(Front-end source files)
◇ ◇ ◇ ◇

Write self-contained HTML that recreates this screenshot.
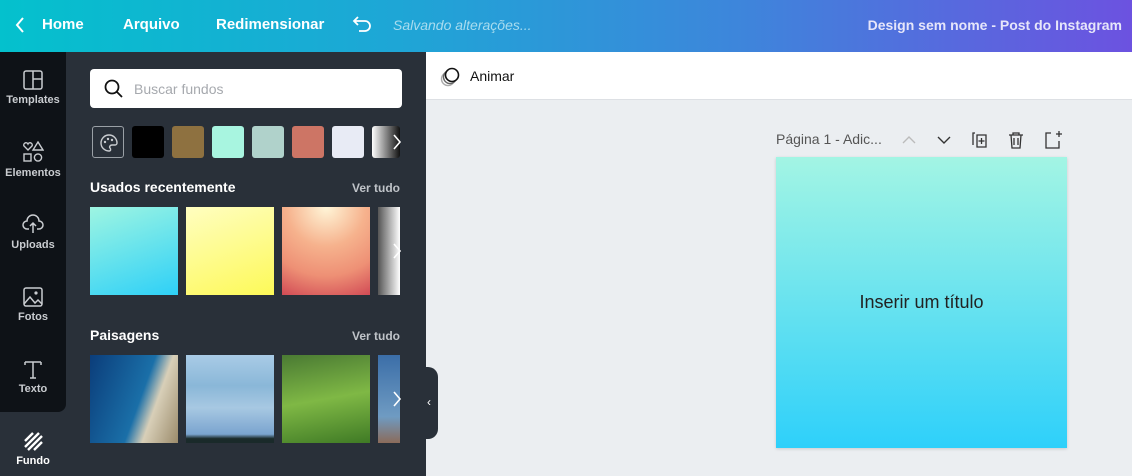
<!DOCTYPE html>
<html><head><meta charset="utf-8"><style>
*{margin:0;padding:0;box-sizing:border-box}
body{width:1132px;height:476px;overflow:hidden;font-family:"Liberation Sans",sans-serif;background:#ebeef1;position:relative}
.top{position:absolute;left:0;top:0;width:1132px;height:52px;background:linear-gradient(90deg,#04c1cd 0%,#1ea6d6 35%,#3d86db 65%,#6c52e0 100%);color:#fff;font-weight:bold;font-size:15px}
.top span{position:absolute;top:16px}
.under{position:absolute;left:0;top:52px;width:426px;height:424px;background:#293039}
.rail{position:absolute;left:0;top:52px;width:66px;height:360px;background:#0e1217;border-bottom-right-radius:8px}
.ri{position:absolute;left:0;width:66px;text-align:center;color:#c9ccd0;font-size:11px;font-weight:bold}
.ri svg{display:block;margin:0 auto 4px}
.search{position:absolute;left:90px;top:69px;width:312px;height:39px;background:#fff;border-radius:4px}
.sw{position:absolute;top:126px;width:32px;height:32px;border-radius:3px}
.h{position:absolute;color:#fff;font-weight:bold;font-size:14px}
.v{position:absolute;color:#bfc3c8;font-weight:bold;font-size:12px}
.th{position:absolute;width:88px;height:88px}
.tool{position:absolute;left:426px;top:52px;width:706px;height:48px;background:#fff;border-bottom:1px solid #dde0e4}
.chev{position:absolute}
</style></head><body>
<div class="top">
<svg style="position:absolute;left:14px;top:16px" width="12" height="18"><path d="M9 2L3 9l6 7" stroke="#fff" stroke-width="2" fill="none"/></svg>
<span style="left:42px">Home</span><span style="left:123px">Arquivo</span><span style="left:216px">Redimensionar</span>
<svg style="position:absolute;left:352px;top:14px" width="22" height="20"><path d="M6 3L2 7l4 4M2 7h11a5 5 0 0 1 0 10H7" stroke="#fff" stroke-width="1.8" fill="none"/></svg>
<span style="left:393px;font-weight:normal;font-style:italic;color:#a8dcef;font-size:14px;top:17px">Salvando alterações...</span>
<span style="right:10px;color:#e6e6fa;font-size:14px;top:17px">Design sem nome - Post do Instagram</span>
</div>
<div class="under"></div>
<div class="rail"></div>
<div class="ri" style="top:70px"><svg width="20" height="20"><rect x="1" y="1" width="18" height="18" rx="2" stroke="#c9ccd0" stroke-width="1.5" fill="none"/><path d="M10 1v18M10 9h9" stroke="#c9ccd0" stroke-width="1.5"/></svg>Templates</div>
<div class="ri" style="top:141px"><svg width="22" height="22"><path d="M6 9L2 5a2 2 0 0 1 4-2 2 2 0 0 1 4 2z" stroke="#c9ccd0" stroke-width="1.4" fill="none"/><path d="M16 1l5 8h-10z" stroke="#c9ccd0" stroke-width="1.4" fill="none"/><rect x="2" y="13" width="7" height="7" stroke="#c9ccd0" stroke-width="1.4" fill="none"/><circle cx="16" cy="16.5" r="3.6" stroke="#c9ccd0" stroke-width="1.4" fill="none"/></svg>Elementos</div>
<div class="ri" style="top:213px"><svg width="22" height="22"><path d="M7 16H5a4 4 0 0 1 0-8 6 6 0 0 1 12 0 4 4 0 0 1 0 8h-2M11 20v-9M8 13l3-3 3 3" stroke="#c9ccd0" stroke-width="1.5" fill="none"/></svg>Uploads</div>
<div class="ri" style="top:287px"><svg width="20" height="20"><rect x="1" y="1" width="18" height="18" rx="2" stroke="#c9ccd0" stroke-width="1.5" fill="none"/><path d="M1 17l6-7 5 6 3-3 4 4" stroke="#c9ccd0" stroke-width="1.5" fill="none"/><circle cx="13" cy="6" r="1.6" fill="#c9ccd0"/></svg>Fotos</div>
<div class="ri" style="top:359px"><svg width="20" height="20"><path d="M2 3h16M10 3v16M2 3v3M18 3v3M7 19h6" stroke="#c9ccd0" stroke-width="1.5" fill="none"/></svg>Texto</div>
<div class="ri" style="top:431px;color:#fff"><svg width="20" height="20"><path d="M2 10l8-8M2 16L16 2M5 19L19 5M11 19l8-8" stroke="#fff" stroke-width="2.4"/></svg>Fundo</div>
<div class="search"><svg style="position:absolute;left:14px;top:10px" width="20" height="20"><circle cx="8" cy="8" r="6.5" stroke="#111" stroke-width="1.8" fill="none"/><path d="M13 13l5 5" stroke="#111" stroke-width="1.8"/></svg><span style="position:absolute;left:44px;top:12px;color:#a6a9ae;font-size:14px">Buscar fundos</span></div>
<div class="sw" style="left:92px;border:1px solid #9aa0a6"><svg style="position:absolute;left:6px;top:6px" width="20" height="20"><path d="M10 2a8 8 0 0 0 0 16c2 0 2-2 1-3s0-3 2-3h3a2 2 0 0 0 2-2 8 8 0 0 0-8-8z" stroke="#c9ccd0" stroke-width="1.4" fill="none"/><circle cx="6" cy="9" r="1.2" fill="#c9ccd0"/><circle cx="9" cy="6" r="1.2" fill="#c9ccd0"/><circle cx="13" cy="7" r="1.2" fill="#c9ccd0"/></svg></div>
<div class="sw" style="left:132px;background:#000"></div>
<div class="sw" style="left:172px;background:#8e7140"></div>
<div class="sw" style="left:212px;background:#a8f5e0"></div>
<div class="sw" style="left:252px;background:#b0d2cb"></div>
<div class="sw" style="left:292px;background:#cd7565"></div>
<div class="sw" style="left:332px;background:#e8ebf5"></div>
<div class="sw" style="left:372px;width:28px;background:linear-gradient(90deg,#fff,#111)"></div>
<svg class="chev" style="left:392px;top:134px" width="10" height="16"><path d="M2 1l6 7-6 7" stroke="#fff" stroke-width="1.6" fill="none"/></svg>
<div class="h" style="left:90px;top:179px">Usados recentemente</div><div class="v" style="left:352px;top:181px">Ver tudo</div>
<div class="th" style="left:90px;top:207px;background:linear-gradient(160deg,#9ef5e2,#2ed0f7)"></div>
<div class="th" style="left:186px;top:207px;background:linear-gradient(160deg,#fffec0,#fdf958)"></div>
<div class="th" style="left:282px;top:207px;background:radial-gradient(circle at 50% 0%,#fff6d8 0%,#f6b28d 40%,#ee9075 70%,#d14a55 100%)"></div>
<div class="th" style="left:378px;top:207px;width:22px;background:linear-gradient(90deg,#555,#fff)"></div>
<svg class="chev" style="left:392px;top:243px" width="10" height="16"><path d="M2 1l6 7-6 7" stroke="#fff" stroke-width="1.6" fill="none"/></svg>
<div class="h" style="left:90px;top:327px">Paisagens</div><div class="v" style="left:352px;top:329px">Ver tudo</div>
<div class="th" style="left:90px;top:355px;background:linear-gradient(110deg,#0b3d7a 0%,#1a6fa8 55%,#d8cfb8 70%,#9b8b6b 100%)"></div>
<div class="th" style="left:186px;top:355px;background:linear-gradient(180deg,#a9cbe6 0%,#8ab7d8 35%,#a7c8e2 60%,#7aa4cf 90%,#1a2a2a 95%)"></div>
<div class="th" style="left:282px;top:355px;background:linear-gradient(170deg,#4a7a33,#7fb845 50%,#3f7a25)"></div>
<div class="th" style="left:378px;top:355px;width:22px;background:linear-gradient(180deg,#3b6ea8,#6f9bc2 70%,#8b6b5a)"></div>
<svg class="chev" style="left:392px;top:391px" width="10" height="16"><path d="M2 1l6 7-6 7" stroke="#fff" stroke-width="1.6" fill="none"/></svg>
<div style="position:absolute;left:420px;top:367px;width:18px;height:72px;background:#293039;border-radius:0 10px 10px 0"></div>
<div style="position:absolute;left:427px;top:395px;color:#fff;font-size:12px">‹</div>
<div class="tool"><svg style="position:absolute;left:14px;top:14px" width="22" height="22"><circle cx="8" cy="13" r="6.5" stroke="#aaa" stroke-width="1.4" fill="none"/><circle cx="10" cy="11" r="6.5" stroke="#666" stroke-width="1.4" fill="#fff"/><circle cx="12" cy="9" r="6.5" stroke="#111" stroke-width="1.6" fill="#fff"/></svg><span style="position:absolute;left:44px;top:16px;font-size:14px;color:#111">Animar</span></div>
<div style="position:absolute;left:776px;top:131px;font-size:14px;color:#555">Página 1 - Adic...</div>
<svg style="position:absolute;left:900px;top:130px" width="170" height="20"><path d="M3 13l6-6 6 6" stroke="#bbb" stroke-width="1.4" fill="none"/><path d="M38 7l6 6 6-6" stroke="#333" stroke-width="1.4" fill="none"/><path d="M75 3h-2v12M77 5h9v12h-9z M81.5 8v6M78.5 11h6" stroke="#333" stroke-width="1.3" fill="none"/><path d="M109 5h14M113 5V3h6v2M111 5l1 13h8l1-13M114 8v7M118 8v7" stroke="#333" stroke-width="1.3" fill="none"/><path d="M151 3h-5v15h13v-7M156 4h6M159 1v6" stroke="#333" stroke-width="1.3" fill="none"/></svg>
<div style="position:absolute;left:776px;top:157px;width:291px;height:291px;background:linear-gradient(180deg,#a3f5e4,#2ed0fa);box-shadow:0 1px 3px rgba(0,0,0,.15)"><div style="position:absolute;top:135px;width:100%;text-align:center;font-size:18px;color:#222">Inserir um título</div></div>
</body></html>
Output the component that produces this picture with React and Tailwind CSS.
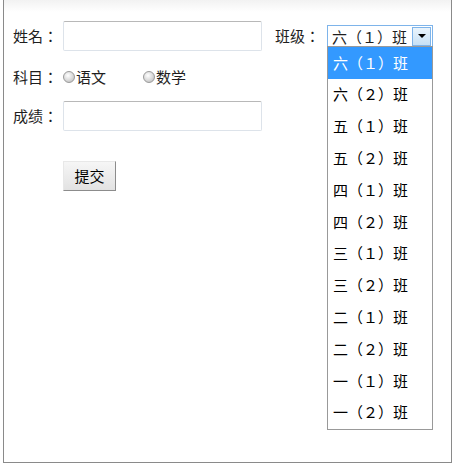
import React from "react";

const classes = ["六（１）班", "六（２）班", "五（１）班", "五（２）班", "四（１）班", "四（２）班", "三（１）班", "三（２）班", "二（１）班", "二（２）班", "一（１）班", "一（２）班"];

const Radio = ({ label }) => (
  <label className="flex items-center">
    <span className="w-[12px] h-[12px] rounded-full border border-[#9a9a9a] bg-[radial-gradient(circle_at_40%_35%,#ffffff,#d8d8d8_55%,#b4b4b4)]" />
    <span className="ml-[1px]">{label}</span>
  </label>
);

const App = () => {
  return (
    <div
      className="relative ml-[3px] w-[449px] h-[463px] border-x border-b border-[#8a8a8a] bg-[linear-gradient(#f2f2f2,#ffffff_12px)] text-[15px] text-[#1e1e1e]"
      style={{ fontFamily: '"Noto Sans CJK TC", "Noto Sans CJK SC", "Liberation Sans", sans-serif' }}
    >
      <div className="pt-[21px] pl-[9px]">
        {/* 姓名 + 班级 */}
        <div className="flex items-center h-[30px]">
          <span className="w-[50px]">姓名：</span>
          <div className="w-[199px] h-[30px] rounded-[2px] border border-[#dde3ea] border-t-[#b8b8b8]" />
          <span className="ml-[13px] w-[52px]">班级：</span>
          <div className="flex items-center w-[106px] h-[23px] border border-[#7eb4ea] bg-white">
            <span className="flex-1 pl-[4px] leading-none whitespace-nowrap">六（１）班</span>
            <span className="flex items-center justify-center w-[19px] h-[19px] mr-[1px] border border-[#7eb4ea] bg-[linear-gradient(#eaf4fc,#c7e1f6)]">
              <span className="w-0 h-0 border-x-[4px] border-x-transparent border-t-[4px] border-t-black" />
            </span>
          </div>
        </div>

        {/* 科目 */}
        <div className="flex items-center h-[20px] mt-[16px]">
          <span className="w-[50px]">科目：</span>
          <div className="w-[80px]">
            <Radio label="语文" />
          </div>
          <Radio label="数学" />
        </div>

        {/* 成绩 */}
        <div className="flex items-center h-[30px] mt-[14px]">
          <span className="w-[50px]">成绩：</span>
          <div className="w-[199px] h-[30px] rounded-[2px] border border-[#dde3ea] border-t-[#b8b8b8]" />
        </div>

        <div className="pl-[50px] mt-[30px]">
          <button className="w-[53px] h-[30px] border border-[#e8e8e8] border-r-[#8c8c8c] border-b-[#8c8c8c] bg-[linear-gradient(#f6f6f6,#e2e2e2)] text-black">
            提交
          </button>
        </div>
      </div>

      {/* 展开的下拉列表 */}
      <ul className="absolute left-[323px] top-[46px] w-[106px] border border-[#999] bg-white">
        {classes.map((c, i) => (
          <li
            key={c}
            className={
              i === 0
                ? "h-[31.8px] flex items-center pl-[5px] bg-[#3399ff] text-white whitespace-nowrap"
                : "h-[31.8px] flex items-center pl-[5px] text-black whitespace-nowrap"
            }
          >
            {c}
          </li>
        ))}
      </ul>
    </div>
  );
};

export default App;
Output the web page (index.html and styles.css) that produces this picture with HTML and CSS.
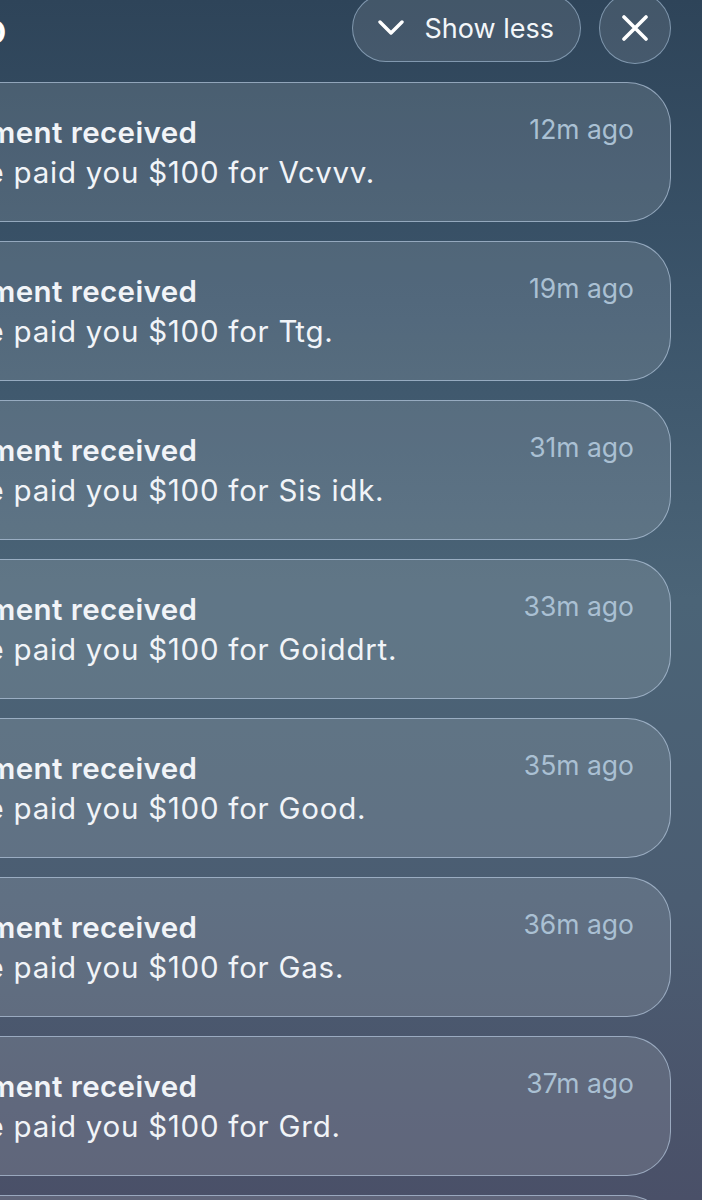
FILE: index.html
```html
<!DOCTYPE html>
<html lang="en">
    <head>
        <meta charset="utf-8">
        <meta name="viewport" content="width=device-width, initial-scale=1.0">
        <title>Notifications</title>

        <link rel="stylesheet" href="styles.css">
    </head>
    <body>
        <main class="stack">
            <div class="group-head">
                <h2 class="app-name">Venmo</h2>
                <button type="button" class="pill">
                    <svg width="26" height="16" viewBox="0 0 26 16"><polyline points="2,2 13,13 24,2" fill="none" stroke="#fff" stroke-width="3.4" stroke-linecap="round" stroke-linejoin="round"/></svg>
                    <span>Show less</span>
                </button>
                <button type="button" class="close">
                    <svg width="26" height="26" viewBox="0 0 26 26"><path d="M2 2 L24 24 M24 2 L2 24" fill="none" stroke="#fff" stroke-width="3.6" stroke-linecap="round"/></svg>
                </button>
            </div>

            <div class="card">
                <div class="text">
                    <div class="title">Payment received</div>
                    <div class="body">Mike paid you $100 for Vcvvv.</div>
                </div>
                <div class="time">12m ago</div>
            </div>
            <div class="card">
                <div class="text">
                    <div class="title">Payment received</div>
                    <div class="body">Mike paid you $100 for Ttg.</div>
                </div>
                <div class="time">19m ago</div>
            </div>
            <div class="card">
                <div class="text">
                    <div class="title">Payment received</div>
                    <div class="body">Mike paid you $100 for Sis idk.</div>
                </div>
                <div class="time">31m ago</div>
            </div>
            <div class="card">
                <div class="text">
                    <div class="title">Payment received</div>
                    <div class="body">Mike paid you $100 for Goiddrt.</div>
                </div>
                <div class="time">33m ago</div>
            </div>
            <div class="card">
                <div class="text">
                    <div class="title">Payment received</div>
                    <div class="body">Mike paid you $100 for Good.</div>
                </div>
                <div class="time">35m ago</div>
            </div>
            <div class="card">
                <div class="text">
                    <div class="title">Payment received</div>
                    <div class="body">Mike paid you $100 for Gas.</div>
                </div>
                <div class="time">36m ago</div>
            </div>
            <div class="card">
                <div class="text">
                    <div class="title">Payment received</div>
                    <div class="body">Mike paid you $100 for Grd.</div>
                </div>
                <div class="time">37m ago</div>
            </div>
            <div class="card">
                <div class="text">
                    <div class="title">Payment received</div>
                    <div class="body">Mike paid you $100 for Hi.</div>
                </div>
                <div class="time">40m ago</div>
            </div>
        </main>
    </body>
</html>
```

FILE: styles.css
```css
html, body {
    margin: 0;
    height: 1200px;
    overflow: hidden;
}
body {
    font-family: Inter, "Noto Sans", sans-serif;
    background: linear-gradient(180deg, #2e4459 0%, #3b546a 25%, #4b6477 50%, #4b5d72 75%, #4a5068 100%);
    color: #f1f4f8;
}
.stack {
    display: flex;
    flex-direction: column;
    gap: 19px;
    margin-left: -160px;
    margin-top: -7px;
    width: 831px;
}
.group-head {
    display: flex;
    align-items: center;
    gap: 18px;
    padding-left: 20px;
    height: 70px;
}
.app-name {
    margin: 0;
    margin-right: auto;
    font-size: 44px;
    font-weight: 500;
    color: #fff;
}
.pill {
    display: flex;
    align-items: center;
    gap: 21px;
    height: 68px;
    padding: 0 26px 0 25px;
    border-radius: 34px;
    border: 1.5px solid rgba(170, 195, 220, 0.6);
    background: rgba(255, 255, 255, 0.1);
    color: #f3f6f9;
    font-family: Inter, sans-serif;
    font-size: 27px;
}
.close {
    display: flex;
    align-items: center;
    justify-content: center;
    width: 72px;
    height: 72px;
    padding: 0;
    border-radius: 50%;
    border: 1.5px solid rgba(170, 195, 220, 0.6);
    background: rgba(255, 255, 255, 0.1);
}
.card {
    display: flex;
    justify-content: space-between;
    height: 140px;
    box-sizing: border-box;
    padding: 29px 36px 0 94px;
    border-radius: 44px;
    border: 1.5px solid rgba(190, 210, 232, 0.62);
    background: rgba(255, 255, 255, 0.12);
}
.title {
    font-size: 29.5px;
    font-weight: 600;
    line-height: 40px;
    letter-spacing: 0.4px;
}
.body {
    font-size: 29.5px;
    line-height: 40px;
    letter-spacing: 0.75px;
}
.time {
    font-size: 26.5px;
    line-height: 34px;
    color: #aac0d3;
}
```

◇ ◇ ◇ ◇

**EXERCISE BRIEF**
Find the lines containing "produces" and pull them out.

**EXERCISE SOLUTION**
Output the component that produces this picture with React and Tailwind CSS.
Output the web page (index.html and styles.css) that produces this picture with HTML and CSS.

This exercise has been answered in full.